Saturday, September 26, 2009

The product cycle does not end at the doors of QA

Most engineers, I've found, have a very limited view of the product cycle. They get a spec from product marketing. They implement this spec. They hand the product off to QA. The product gets shipped to customers after bugs are fixed. They're done.

The problem is that this limited view of the product cycle utterly ignores the most important question of all for customers, the question that causes the most pain and headache for customers: How will this product be distributed and deployed in the enterprise?

Product marketing's spec doesn't answer this question, usually. For that matter, the customer often has no idea. The end result is that you end up with atrocities like the Windows install cycle, where deploying Windows and Windows applications across your enterprise requires massive manpower and huge amounts of time and trouble.

When you're working on your product's detailed functional specification and architecture, you must be also thinking about how to automate its deployment. You're the one who knows how the technology will work internally. So let's look at the evolution of deployment...

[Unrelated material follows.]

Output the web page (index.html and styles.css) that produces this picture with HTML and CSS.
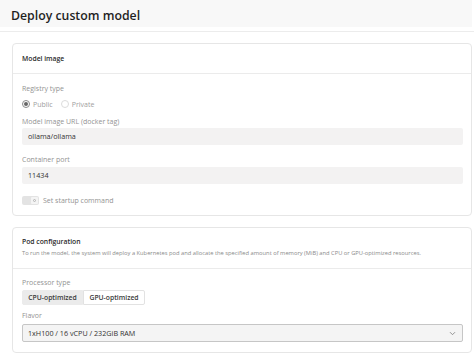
FILE: index.html
```html
<!DOCTYPE html>
<html>
<head>
<meta charset="utf-8">
<link rel="stylesheet" href="styles.css">
</head>
<body>
<div class="top">
  <div class="header"><h1 class="title">Deploy custom model</h1></div>
</div>
<main class="main">
  <section class="card card-image">
    <div class="card-head"><h2 class="card-title">Model image</h2></div>
    <div class="card-body">
      <div class="label">Registry type</div>
      <div class="radios">
        <span class="radio on"></span><span class="radio-text">Public</span>
        <span class="radio"></span><span class="radio-text">Private</span>
      </div>
      <div class="label l-url">Model image URL (docker tag)</div>
      <div class="input">ollama/ollama</div>
      <div class="label l-port">Container port</div>
      <div class="input i-port">11434</div>
      <div class="toggle-row">
        <span class="toggle"><span class="knob"><span class="knob-dot"></span></span></span>
        <span class="toggle-text">Set startup command</span>
      </div>
    </div>
  </section>
  <section class="card card-pod">
    <div class="card-head pod-head">
      <h2 class="card-title">Pod configuration</h2>
      <p class="desc">To run the model, the system will deploy a Kubernetes pod and allocate the specified amount of memory (MiB) and CPU or GPU-optimized resources.</p>
    </div>
    <div class="card-body pod-body">
      <div class="label">Processor type</div>
      <div class="seg">
        <span class="seg-btn active">CPU-optimized</span>
        <span class="seg-btn">GPU-optimized</span>
      </div>
      <div class="label l-flavor">Flavor</div>
      <div class="select">
        <span>1xH100 / 16 vCPU / 232GiB RAM</span>
        <svg class="chev" width="7" height="5" viewBox="0 0 7 5"><path d="M1 1.2 L3.5 3.7 L6 1.2" fill="none" stroke="#888" stroke-width="0.9"/></svg>
      </div>
    </div>
  </section>
</main>
</body>
</html>
```
FILE: styles.css
```css
* { box-sizing: border-box; }
html, body { margin: 0; padding: 0; background: #fff; }
body {
  font-family: "Open Sans", "Noto Sans", sans-serif;
  color: #333;
  width: 474px;
  overflow: hidden;
}
.top {
  height: 32px;
  border-bottom: 1px solid #ececec;
  padding-right: 2px;
}
.header {
  height: 27px;
  background: #f8f8f8;
  padding: 4px 0 0 11px;
}
.title {
  margin: 0;
  font-size: 12.3px;
  line-height: 23px;
  font-weight: 600;
  color: #1f1f1f;
}
.main {
  padding: 11px 2px 0 12px;
}
.card {
  border: 1px solid #e6e6e6;
  border-radius: 4px;
  background: #fff;
}
.card-pod { margin-top: 11px; }
.card-head {
  height: 30px;
  border-bottom: 1px solid #ebebeb;
  padding: 10px 9px 0;
}
.card-title {
  margin: 0;
  font-size: 6.8px;
  line-height: 10px;
  font-weight: 600;
  color: #2b2b2b;
}
.card-body {
  padding: 10px 8px 10px 9px;
}
.label {
  font-size: 7px;
  line-height: 10px;
  color: #939393;
}
.radios {
  display: flex;
  align-items: center;
  height: 10px;
  margin-top: 5px;
}
.radio {
  width: 8px;
  height: 8px;
  border-radius: 50%;
  border: 1px solid #dcdcdc;
  display: inline-flex;
  align-items: center;
  justify-content: center;
}
.radio.on { border-color: #8a8a8a; }
.radio.on::after {
  content: "";
  width: 4px;
  height: 4px;
  border-radius: 50%;
  background: #666;
}
.radio-text {
  font-size: 7px;
  color: #a0a0a0;
  margin: 0 8px 0 3px;
}
.l-url { margin-top: 8px; }
.input {
  margin-top: 1px;
  height: 17px;
  background: #f3f2f2;
  border-radius: 2px;
  padding-left: 6px;
  font-size: 7.2px;
  line-height: 17px;
  color: #333;
}
.l-port { margin-top: 10px; }
.i-port { margin-top: 2px; }
.toggle-row {
  display: flex;
  align-items: center;
  margin-top: 12px;
  height: 9px;
}
.toggle {
  width: 17px;
  height: 9px;
  border-radius: 2px;
  background: #e3e3e3;
  display: flex;
  justify-content: flex-end;
  padding: 1px;
}
.knob {
  width: 7px;
  height: 7px;
  background: #f4f4f4;
  border-radius: 1px;
  display: flex;
  align-items: center;
  justify-content: center;
}
.knob-dot {
  width: 3px;
  height: 3px;
  border-radius: 50%;
  border: 1px solid #b5b5b5;
}
.toggle-text {
  font-size: 7px;
  color: #939393;
  margin-left: 4px;
}
.pod-head {
  height: 41px;
  padding-top: 9px;
}
.desc {
  margin: 2px 0 0;
  font-size: 5.75px;
  line-height: 8px;
  color: #8a8a8a;
  white-space: nowrap;
}
.pod-body { padding-top: 9px; }
.seg {
  display: flex;
  margin-top: 2px;
  height: 15px;
}
.seg-btn {
  width: 62px;
  height: 15px;
  font-size: 6.8px;
  font-weight: 600;
  line-height: 13px;
  text-align: center;
  color: #3a3a3a;
  border: 1px solid #e2e2e2;
  background: #fff;
}
.seg-btn.active {
  width: 61px;
  background: #ebebeb;
  border-color: #ebebeb;
  border-radius: 2px 0 0 2px;
}
.seg-btn:last-child { border-radius: 0 2px 2px 0; }
.l-flavor { margin-top: 6px; }
.select {
  margin-top: 3px;
  height: 18px;
  border: 1px solid #c6c6c6;
  border-radius: 2px;
  background: #f4f4f4;
  display: flex;
  align-items: center;
  justify-content: space-between;
  padding: 0 6px 0 5px;
  font-size: 7.2px;
  color: #333;
}
.chev { display: block; }
```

My first contract job after leaving teaching was a school discipline tracking program, necessary in order to meet new federal requirements for tracking disciplinary offenses. Once I had the actual program working, the next question I had was, "how will this be deployed?" I knew this company had over a dozen clients scattered all over the state, each of which had at least five schools. There was no way that we were going to deploy it by hand to all of these places. The program also required a new database table inserted into the database, so you couldn't just place the program into some location and have it work. And the program also required a modification of the main menu file to add the new program to the list of programs. So there was at least three files involved here. My solution, given we had to get this thing deployed rapidly, was to write a shell script (this was on Xenix back in the day), tar it all up, and then give short directions:

  • Place distribution floppy in drive
  • Go to Unix shell prompt by logging in as user 'secret' then selecting menu option 2/3/4 .
  • Type:
    • cd /
    • tar xvf /dev/floppy
    • sh /tmp/install-program.sh
  • Exit all logged-in screens, and re-login.
This worked, but still required us to swiftly ship floppy disks to the central office technology coordinators of all these school districts, and required them to physically go to each school and perform these operations. So the next thing I did was look at the technology available for modem communications on Unix, and decide, "you know, we could do all this with uux!" The modern equivalent would be 'ssh', but this was years before ssh existed.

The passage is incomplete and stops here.